Patriots Day (15)
four stars
Dir: Peter Berg
With: Mark Wahlberg, Kevin Bacon, John Goodman
Runtime: 133 minutes
BETWEEN Deepwater Horizon and the Afghanistan-set Lone Survivor, Peter Berg has shown he can rescue a sense of triumph from the grimmest of tragedies. It makes him the ideal writer-director for Patriots Day, the true story of the Boston Marathon bombing in which three people died and hundreds were injured.
This is a picture that certainly wears its stars and stripes-wrapped heart on its sleeve. But in telling the story as one of a community pulling together in the face of hatred and violence, Berg delivers a more nuanced take on terrorism and its impact than one might have expected from the helmer of the gung-ho Battleship.
Narratively, he opts for nothing fancy, simply setting out the events as they unfolded over the course of an extraordinary, terrifying few days.
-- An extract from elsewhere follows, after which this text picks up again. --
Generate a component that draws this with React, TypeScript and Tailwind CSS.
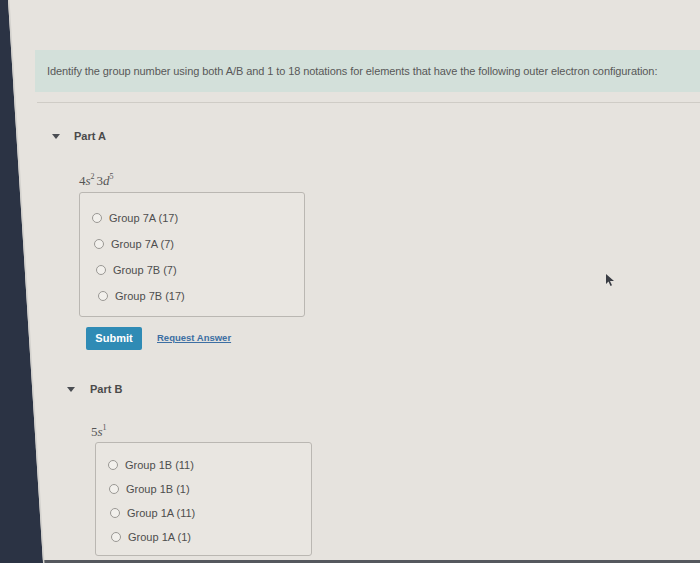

Wisely, he homes in on personal stories rather than trying to take some grand overall view. While that approach harks bark to the disaster movies of old, he is bang up to date in the way he incorporates modern tech, such as CCTV, into the telling of the tale.
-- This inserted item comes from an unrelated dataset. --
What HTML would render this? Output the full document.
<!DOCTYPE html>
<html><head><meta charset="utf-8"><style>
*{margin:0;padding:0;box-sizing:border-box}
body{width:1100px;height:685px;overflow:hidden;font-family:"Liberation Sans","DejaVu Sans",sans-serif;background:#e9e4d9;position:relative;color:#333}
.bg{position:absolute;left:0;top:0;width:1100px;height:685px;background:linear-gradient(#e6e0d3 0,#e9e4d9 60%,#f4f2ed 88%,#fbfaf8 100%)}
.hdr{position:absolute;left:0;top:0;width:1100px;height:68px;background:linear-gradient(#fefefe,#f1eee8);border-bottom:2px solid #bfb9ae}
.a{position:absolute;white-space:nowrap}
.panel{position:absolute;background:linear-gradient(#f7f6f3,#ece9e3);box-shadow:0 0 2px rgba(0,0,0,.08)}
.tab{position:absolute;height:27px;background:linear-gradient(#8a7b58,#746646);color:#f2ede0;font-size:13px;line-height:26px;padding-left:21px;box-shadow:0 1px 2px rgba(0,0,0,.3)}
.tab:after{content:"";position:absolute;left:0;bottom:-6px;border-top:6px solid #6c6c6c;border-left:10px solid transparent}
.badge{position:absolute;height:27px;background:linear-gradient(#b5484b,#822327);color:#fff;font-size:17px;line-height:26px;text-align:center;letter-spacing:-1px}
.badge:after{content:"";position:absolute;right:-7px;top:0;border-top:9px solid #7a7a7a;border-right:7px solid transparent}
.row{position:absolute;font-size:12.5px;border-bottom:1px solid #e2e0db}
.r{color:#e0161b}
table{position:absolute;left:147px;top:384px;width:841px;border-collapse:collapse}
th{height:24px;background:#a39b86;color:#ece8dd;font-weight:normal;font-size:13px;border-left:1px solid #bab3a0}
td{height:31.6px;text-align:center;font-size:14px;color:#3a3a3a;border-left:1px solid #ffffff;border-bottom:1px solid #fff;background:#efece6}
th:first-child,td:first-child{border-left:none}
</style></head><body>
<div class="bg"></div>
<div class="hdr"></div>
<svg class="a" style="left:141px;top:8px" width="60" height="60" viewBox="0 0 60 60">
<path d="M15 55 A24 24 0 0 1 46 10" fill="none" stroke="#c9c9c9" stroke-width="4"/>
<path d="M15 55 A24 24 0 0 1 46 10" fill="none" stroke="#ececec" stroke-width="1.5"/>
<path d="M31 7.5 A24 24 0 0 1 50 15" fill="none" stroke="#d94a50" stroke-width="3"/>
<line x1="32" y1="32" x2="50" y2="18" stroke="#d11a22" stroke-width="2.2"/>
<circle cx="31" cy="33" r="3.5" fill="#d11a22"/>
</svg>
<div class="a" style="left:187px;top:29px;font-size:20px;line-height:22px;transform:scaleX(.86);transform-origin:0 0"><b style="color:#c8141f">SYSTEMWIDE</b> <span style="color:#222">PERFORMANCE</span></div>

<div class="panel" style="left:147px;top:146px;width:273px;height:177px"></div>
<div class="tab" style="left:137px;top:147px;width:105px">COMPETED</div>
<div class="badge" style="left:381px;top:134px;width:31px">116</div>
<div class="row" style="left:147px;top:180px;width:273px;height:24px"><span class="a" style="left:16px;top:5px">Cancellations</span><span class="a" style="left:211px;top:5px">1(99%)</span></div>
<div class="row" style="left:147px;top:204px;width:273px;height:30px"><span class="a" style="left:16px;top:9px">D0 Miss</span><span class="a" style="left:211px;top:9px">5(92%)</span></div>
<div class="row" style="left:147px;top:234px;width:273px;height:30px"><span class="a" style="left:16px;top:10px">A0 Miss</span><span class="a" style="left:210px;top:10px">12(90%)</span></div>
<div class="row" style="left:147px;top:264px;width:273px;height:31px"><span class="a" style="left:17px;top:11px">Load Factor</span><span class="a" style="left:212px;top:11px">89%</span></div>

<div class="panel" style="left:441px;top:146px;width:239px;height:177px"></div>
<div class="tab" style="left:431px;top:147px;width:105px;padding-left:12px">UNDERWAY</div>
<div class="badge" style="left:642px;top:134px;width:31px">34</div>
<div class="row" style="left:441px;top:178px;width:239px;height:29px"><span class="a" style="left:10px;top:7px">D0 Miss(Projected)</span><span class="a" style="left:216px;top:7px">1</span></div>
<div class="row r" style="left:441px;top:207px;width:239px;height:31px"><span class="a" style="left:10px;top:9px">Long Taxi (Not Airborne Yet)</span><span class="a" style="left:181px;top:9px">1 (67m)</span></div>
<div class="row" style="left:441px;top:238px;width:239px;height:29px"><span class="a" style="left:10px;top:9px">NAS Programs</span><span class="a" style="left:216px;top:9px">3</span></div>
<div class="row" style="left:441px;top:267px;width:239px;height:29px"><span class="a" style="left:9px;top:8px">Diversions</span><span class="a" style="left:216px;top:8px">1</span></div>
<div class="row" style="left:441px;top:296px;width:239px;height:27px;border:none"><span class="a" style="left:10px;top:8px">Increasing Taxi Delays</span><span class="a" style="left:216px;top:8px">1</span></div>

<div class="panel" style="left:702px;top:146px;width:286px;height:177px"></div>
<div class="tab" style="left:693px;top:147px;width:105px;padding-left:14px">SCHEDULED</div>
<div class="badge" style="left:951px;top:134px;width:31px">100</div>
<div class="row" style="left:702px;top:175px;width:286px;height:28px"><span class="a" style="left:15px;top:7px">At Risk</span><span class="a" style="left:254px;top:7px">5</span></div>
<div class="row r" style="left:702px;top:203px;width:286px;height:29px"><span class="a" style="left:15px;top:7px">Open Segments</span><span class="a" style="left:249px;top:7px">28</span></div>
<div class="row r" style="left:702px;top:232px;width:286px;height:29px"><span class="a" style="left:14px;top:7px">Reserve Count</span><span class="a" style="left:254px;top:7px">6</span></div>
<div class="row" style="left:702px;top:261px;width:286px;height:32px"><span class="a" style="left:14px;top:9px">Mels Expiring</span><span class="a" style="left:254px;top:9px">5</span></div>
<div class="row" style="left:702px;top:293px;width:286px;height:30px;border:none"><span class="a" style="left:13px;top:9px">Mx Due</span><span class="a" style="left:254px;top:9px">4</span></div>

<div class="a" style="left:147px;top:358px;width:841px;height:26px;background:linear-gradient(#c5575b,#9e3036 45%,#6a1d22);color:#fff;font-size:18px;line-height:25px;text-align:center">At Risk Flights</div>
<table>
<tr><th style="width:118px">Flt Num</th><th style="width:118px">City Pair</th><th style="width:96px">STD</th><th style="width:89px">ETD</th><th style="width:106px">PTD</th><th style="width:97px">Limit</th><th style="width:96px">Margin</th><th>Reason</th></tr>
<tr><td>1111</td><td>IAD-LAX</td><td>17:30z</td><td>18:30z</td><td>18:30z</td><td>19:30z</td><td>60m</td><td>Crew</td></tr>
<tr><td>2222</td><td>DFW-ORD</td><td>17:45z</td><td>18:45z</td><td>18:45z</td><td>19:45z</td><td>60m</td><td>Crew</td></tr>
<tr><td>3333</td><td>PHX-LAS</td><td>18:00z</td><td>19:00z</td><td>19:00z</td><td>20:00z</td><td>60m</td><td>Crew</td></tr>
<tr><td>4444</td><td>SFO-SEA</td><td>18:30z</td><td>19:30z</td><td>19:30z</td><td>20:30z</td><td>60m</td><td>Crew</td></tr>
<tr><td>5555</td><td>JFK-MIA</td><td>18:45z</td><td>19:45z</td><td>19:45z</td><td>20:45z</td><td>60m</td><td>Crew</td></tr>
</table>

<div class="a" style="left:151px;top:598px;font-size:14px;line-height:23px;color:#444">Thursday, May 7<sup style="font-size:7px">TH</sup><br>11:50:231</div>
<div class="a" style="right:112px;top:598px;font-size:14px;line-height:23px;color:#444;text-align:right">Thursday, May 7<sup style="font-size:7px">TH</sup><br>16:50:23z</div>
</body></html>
Patriots Day opens the night before the bombing with Tommy Saunders, a Boston detective played by Mark Wahlberg. Saunders, we soon learn, is a detective who has been a cheeky boy somewhere along the line, hence his having to get back in uniform, his “clown suit” he calls it, and do his duty as a mere patrolman at the finish line of the marathon. If there was an Oscar for lacerating sarcasm with a side of attitude then Wahlberg would lift it every year, and he is on top form here bantering with fellow officers and his commissioner boss (John Goodman).
Besides the other characters, including a young married couple and a campus guard at the Massachusetts Institute of Technology, we drop in on the home of the bombers, the Tsarnaev brothers. “I’ve been think a lot about Martin Luther King,” says the younger one, having a case of last minute nerves. “Martin Luther King was not a Muslim,” says the older brother.
So dawns the day. Berg has a difficult path to tread between showing the horror of what happens when murderers pack pressure cookers with explosives, nails and ball bearings and set them down at ground level where they hit small people and limbs hardest, and respecting the dignity of the victims. He manages to do so, once again finding all he needs in the events of the day - the first bomb followed quickly by the second, the initial confusion as to what had happened, people rushing to help, the mass evacuation to the hospitals.
Then Berg shifts up another gear, keeping up a pace that is now blistering. The suits arrive on the scene, the FBI, the governor, and a tech-packed headquarters is set up. If there was any chaos at this point, Berg does not show it. Agencies may bicker and compete about who is in charge and what to do, but the focus is on catching the suspects. With the pressure on to find the bombers before they strike again, the investigation plays out at break-neck pace.
There is far more detail about the chase and capture than there was at the time. The action is handled superbly, with Berg turning his attention in the quieter moments to the ordinary folk of Boston and the difference they made. Heroes emerge from this carnage, and not all of them are the usual suspects.
In addition to Goodman, gloriously grumpy as ever, and Wahlberg, Kevin Bacon is on crisp form as an FBI chief, while Michelle Monaghan delivers a small but perfectly executed turn as Wahlberg’s wife.
After the tension, fear and sorrow, Berg brings his tale to a conclusion in a way that might have you squirming, or could give you cause to cheer, depending on which part of the cynicism-optimism spectrum you call home. I won’t say more lest it be a spoiler, but let us just say, to borrow a phrase, that love is seen to trump hate.